Conclusion: “So fuck Harvard and fuck the rest of these schools — the correction in perceptions is long overdue. By all means go if it’s in your best interest to do so. But state colleges and institutions are much better institutions for society — one of the things that truly make America great — and often offer a more well-rounded experience and a comparable education at a lower price.”

Related: Ed Morrissey: Once Again, With Feeling: Decolonize Academia Now! “I wish to offer this essay again to remind us that we could force these schools to recognize the damage they are doing by restoring proper market signals to the education industry. And until we do, American Academia will continue to operate as a toxic and destructive element in our society, imposing indoctrination rather than education and producing generations of moral failures and petty totalitarians. And as the past six months have demonstrated, other approaches simply aren’t working.”

FASTER, PLEASE: Supreme Court Seems Ready to Overturn 9th Circus’ Judge-Made Law That Homeless People Are Allowed to Sleep On the Streets (At Least Until Cities Build Free Houses for Every Single Homeless Person).

One (1) aspect of the downfall of California isn’t actually Gavin Newsom’s doing, unbelievably enough.

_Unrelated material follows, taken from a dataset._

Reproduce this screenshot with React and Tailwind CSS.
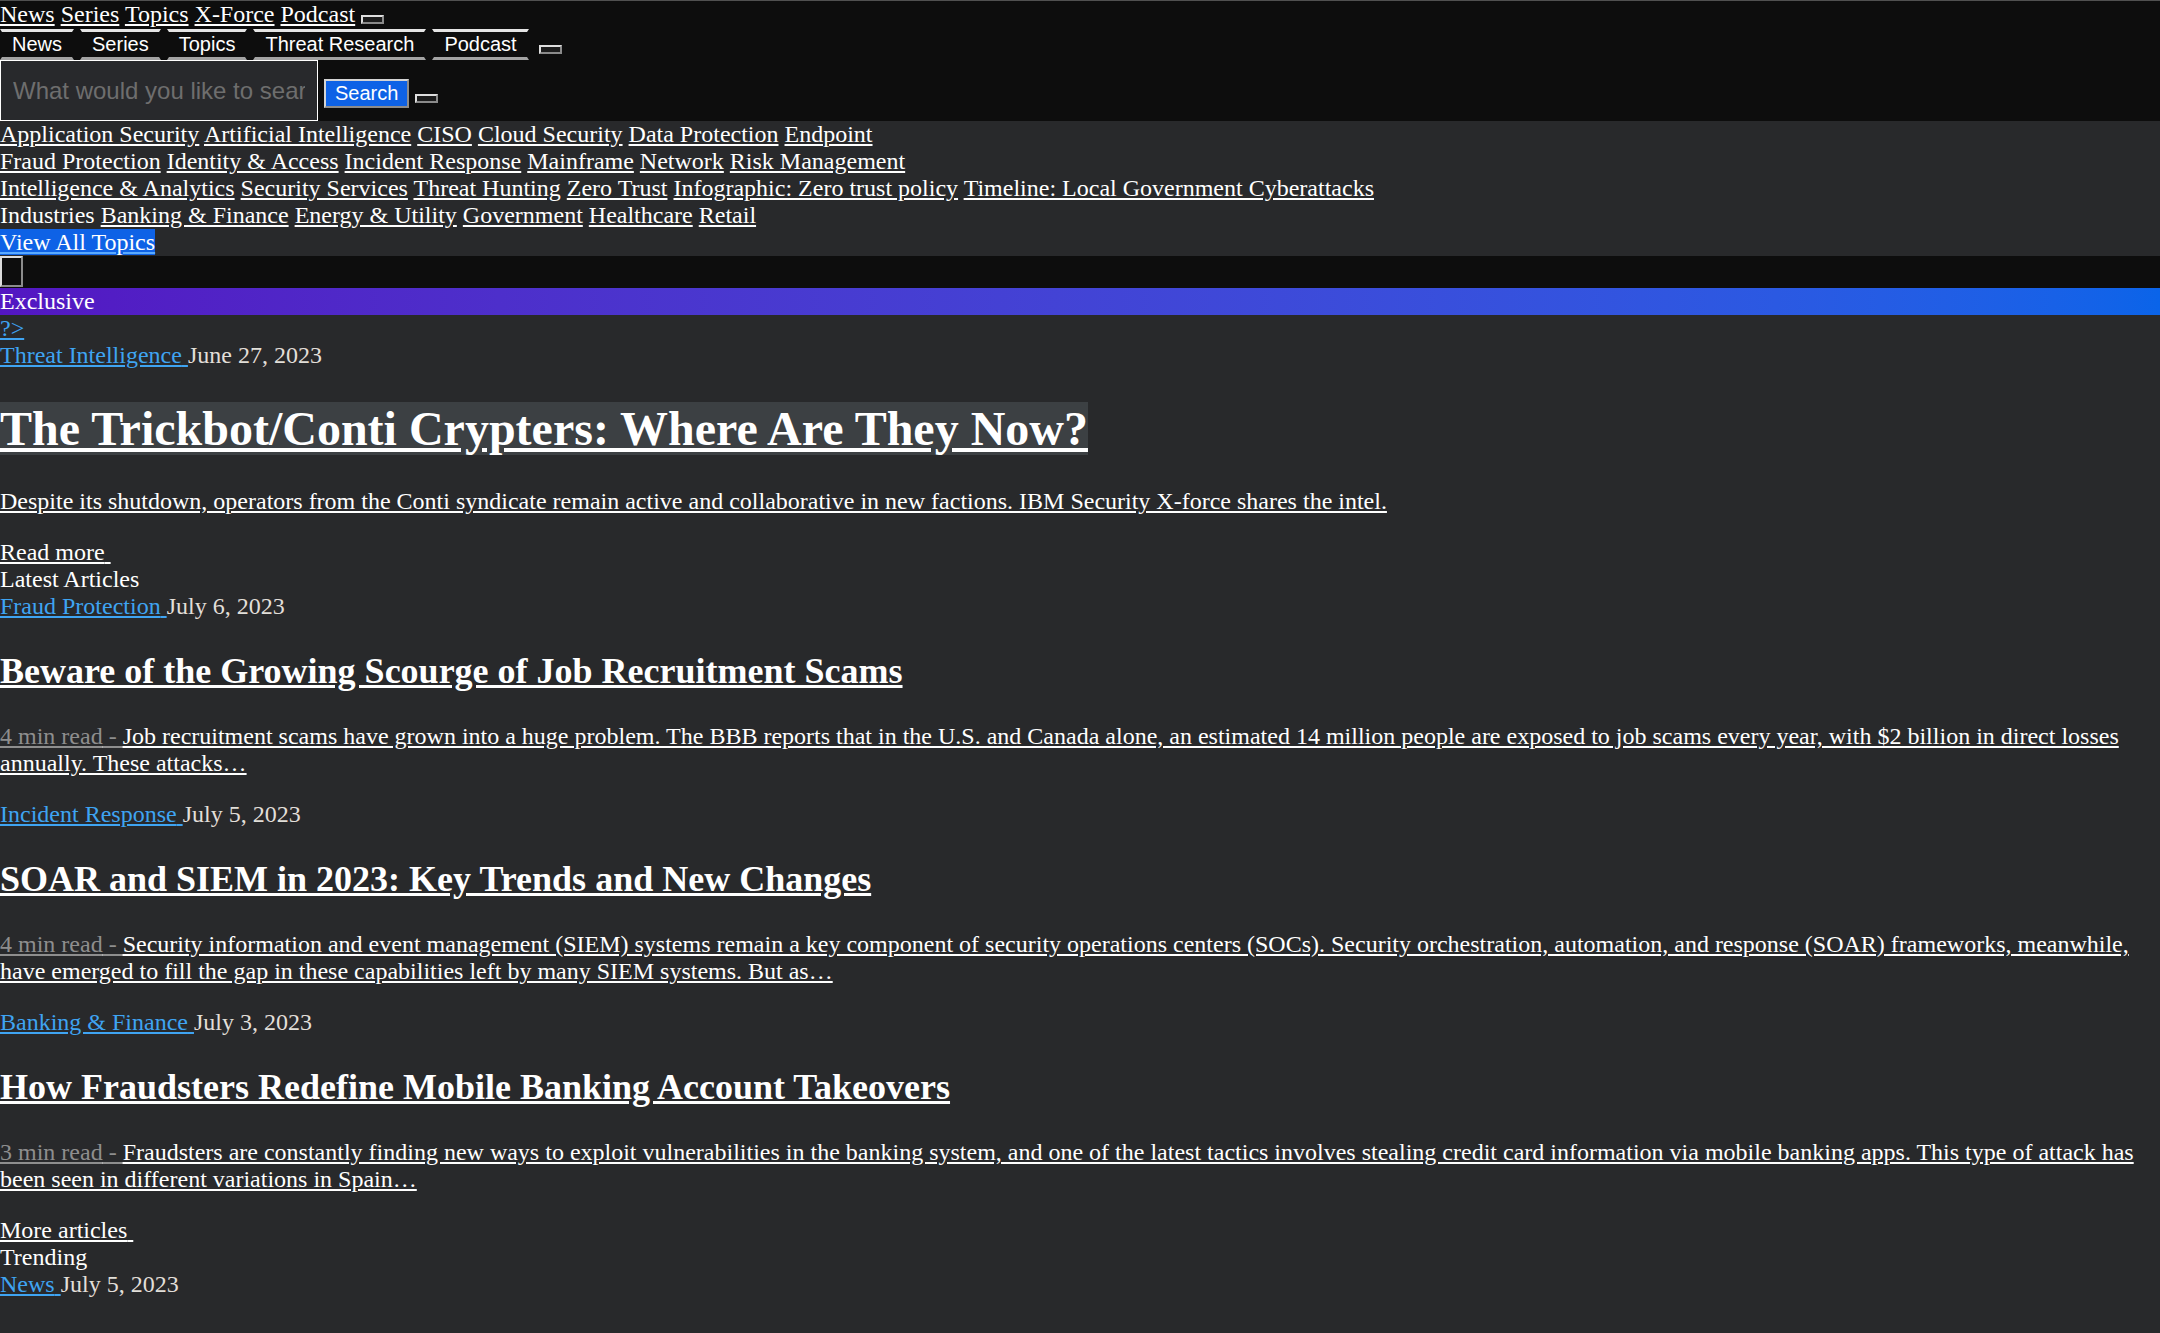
const topNav = ['News', 'Series', 'Topics', 'X-Force', 'Podcast'];
const tabs = ['News', 'Series', 'Topics', 'Threat Research', 'Podcast'];

const topicRows = [
  { links: ['Application Security', 'Artificial Intelligence', 'CISO', 'Cloud Security', 'Data Protection', 'Endpoint'] },
  { links: ['Fraud Protection', 'Identity & Access', 'Incident Response', 'Mainframe', 'Network', 'Risk Management'] },
  {
    links: [
      'Intelligence & Analytics',
      'Security Services',
      'Threat Hunting',
      'Zero Trust',
      'Infographic: Zero trust policy',
      'Timeline: Local Government Cyberattacks',
    ],
  },
  { label: 'Industries', links: ['Banking & Finance', 'Energy & Utility', 'Government', 'Healthcare', 'Retail'] },
];

const articles = [
  {
    category: 'Fraud Protection',
    date: 'July 6, 2023',
    title: 'Beware of the Growing Scourge of Job Recruitment Scams',
    read: '4 min read',
    excerpt:
      'Job recruitment scams have grown into a huge problem. The BBB reports that in the U.S. and Canada alone, an estimated 14 million people are exposed to job scams every year, with $2 billion in direct losses annually. These attacks…',
  },
  {
    category: 'Incident Response',
    date: 'July 5, 2023',
    title: 'SOAR and SIEM in 2023: Key Trends and New Changes',
    read: '4 min read',
    excerpt:
      'Security information and event management (SIEM) systems remain a key component of security operations centers (SOCs). Security orchestration, automation, and response (SOAR) frameworks, meanwhile, have emerged to fill the gap in these capabilities left by many SIEM systems. But as…',
  },
  {
    category: 'Banking & Finance',
    date: 'July 3, 2023',
    title: 'How Fraudsters Redefine Mobile Banking Account Takeovers',
    read: '3 min read',
    excerpt:
      'Fraudsters are constantly finding new ways to exploit vulnerabilities in the banking system, and one of the latest tactics involves stealing credit card information via mobile banking apps. This type of attack has been seen in different variations in Spain…',
  },
];

function BlankButton({ className = '' }) {
  return (
    <button
      className={`inline-block h-[9px] w-[23px] border-2 border-t-[#dedede] border-l-[#dedede] border-r-[#8a8a8a] border-b-[#8a8a8a] bg-[#1c1c1c] align-baseline ${className}`}
    />
  );
}

function CategoryLine({ category, date }) {
  return (
    <div>
      <a href="#" className="text-[#3fa4f2] underline">
        {category}{' '}
      </a>
      <span className="text-[#e2dfd9]">{date}</span>
    </div>
  );
}

function ArticleItem({ article }) {
  const { category, date, title, read, excerpt } = article;
  return (
    <div>
      <CategoryLine category={category} date={date} />
      <h2 className="my-[30px] text-[36px] font-bold leading-[43px]">
        <a href="#" className="underline">
          {title}
        </a>
      </h2>
      <a href="#" className="block">
        <p className="mb-[24px] underline">
          <span className="text-[#8e8e8e] underline decoration-[#8e8e8e]">{read} - </span>
          {excerpt}
        </p>
      </a>
    </div>
  );
}

export default function App() {
  return (
    <div className="min-h-screen border-t border-[#505050] bg-[#28292b] font-['Liberation_Serif',serif] text-[24px] leading-[27px] text-white">
      <header className="bg-[#0d0d0d]">
        <div className="h-[27px]">
          {topNav.map((item) => (
            <span key={item}>
              <a href="#" className="underline">
                {item}
              </a>{' '}
            </span>
          ))}
          <BlankButton />
        </div>
        <div className="flex h-[32px] items-center gap-[6px]">
          {tabs.map((tab) => (
            <button
              key={tab}
              className="border-x-2 border-y-[3px] border-x-transparent border-t-[#e4e4e4] border-b-[#a3a3a3] px-[10px] py-[1px] font-['Liberation_Sans',sans-serif] text-[20px] leading-[23px] text-white"
            >
              {tab}
            </button>
          ))}
          <BlankButton className="ml-[4px] mt-[10px]" />
        </div>
        <div className="flex items-center gap-[6px]">
          <input
            type="text"
            placeholder="What would you like to search?"
            className="h-[61px] w-[318px] border border-white bg-[#28292c] px-[12px] font-['Liberation_Sans',sans-serif] text-[24px] text-white placeholder:text-[#6e6e6e]"
          />
          <button className="mt-[5px] border-2 border-t-[#d4d4d4] border-l-[#d4d4d4] border-r-[#8c8c8c] border-b-[#8c8c8c] bg-[#0e62e6] px-[9px] py-[1px] font-['Liberation_Sans',sans-serif] text-[20px] leading-[23px] text-white">
            Search
          </button>
          <BlankButton className="mt-[16px]" />
        </div>
      </header>

      <nav>
        {topicRows.map((row, i) => (
          <div key={i}>
            {row.label && <span>{row.label} </span>}
            {row.links.map((link) => (
              <span key={link}>
                <a href="#" className="underline">
                  {link}
                </a>{' '}
              </span>
            ))}
          </div>
        ))}
        <div>
          <a href="#" className="bg-[#0e62e6] underline decoration-[#5aaaff]">
            View All Topics
          </a>
        </div>
      </nav>

      <div className="h-[32px] bg-[#0d0d0d]">
        <button className="block h-[31px] w-[23px] border-2 border-t-[#dcdcdc] border-l-[#dcdcdc] border-r-[#8c8c8c] border-b-[#8c8c8c] bg-[#0d0d0d]" />
      </div>

      <div className="bg-gradient-to-r from-[#5316c2] to-[#0a64e9]">Exclusive</div>

      <main>
        <div>
          <a href="#" className="text-[#3fa4f2] underline">
            ?&gt;
          </a>
        </div>
        <CategoryLine category="Threat Intelligence" date="June 27, 2023" />
        <h1 className="my-[32px] text-[48px] font-bold leading-[55px]">
          <a href="#" className="bg-[#3c4043] underline">
            The Trickbot/Conti Crypters: Where Are They Now?
          </a>
        </h1>
        <a href="#" className="block">
          <p className="mb-[24px] underline">
            Despite its shutdown, operators from the Conti syndicate remain active and collaborative in new factions. IBM
            Security X-force shares the intel.
          </p>
        </a>
        <div>
          <a href="#" className="underline">
            Read more{'\u00a0'}
          </a>
        </div>
        <div>Latest Articles</div>
        {articles.map((article) => (
          <ArticleItem key={article.title} article={article} />
        ))}
        <div>
          <a href="#" className="underline">
            More articles{'\u00a0'}
          </a>
        </div>
        <div>Trending</div>
        <CategoryLine category="News" date="July 5, 2023" />
        <div className="mt-[39px] h-[20px] bg-[#0d0d0d]" />
      </main>
    </div>
  );
}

Cities on the west coast allow permanent homeless encampments because the leftwing circus called the Ninth Circuit Court of Appeals decided to make up their own laws and imposed the rule that homeless people must be permitted to camp wherever they like, until and unless governments create housing for all of them.

The Supreme Court is finally getting around to reviewing this lawless ruling.

However, California is still going to California: Santa Monica okays $1M per unit homeless housing project after audit found state wasted billions on crisis.

A new state audit shows that the effectiveness of California’s homeless programs, on which the state spent $24 billion over five years was not consistently tracked.

Santa Monica city officials last week approved a multimillion-dollar apartment unit for the homeless just days after the release of an audit which found California could not account for the $24 billion it spent on the state’s burgeoning homeless crisis.

The 122-unit building for the homeless will include a mix of studio, one, two and three-bedroom apartments, along with ground floor retail and residential and commercial parking spaces.

A design concept available on the city’s website shows that the multi-apartment unit will cost more than $123 million, for a cost of just over $1 million each for the 122 apartments. A second design concept would have cost even more, north of $200 million for 196 units.

PREVIOUS COVERAGE: California hasn’t been tracking homeless programs’ effectiveness, audit finds

“Moving forward in bringing affordable and permanent supportive housing to city-owned land is a key step in our strategy to fulfill our Housing Element requirements,” Mayor Phil Brock said. “I look forward to the next steps and ultimately seeing families move into these new homes and thrive.”

The measure was approved days after the release of an audit which indicated the state had spent around $24 billion between 2018 and 2023 to tackle homelessness – but did not consistently track whether the huge outlay of public money did anything to actually improve the problem.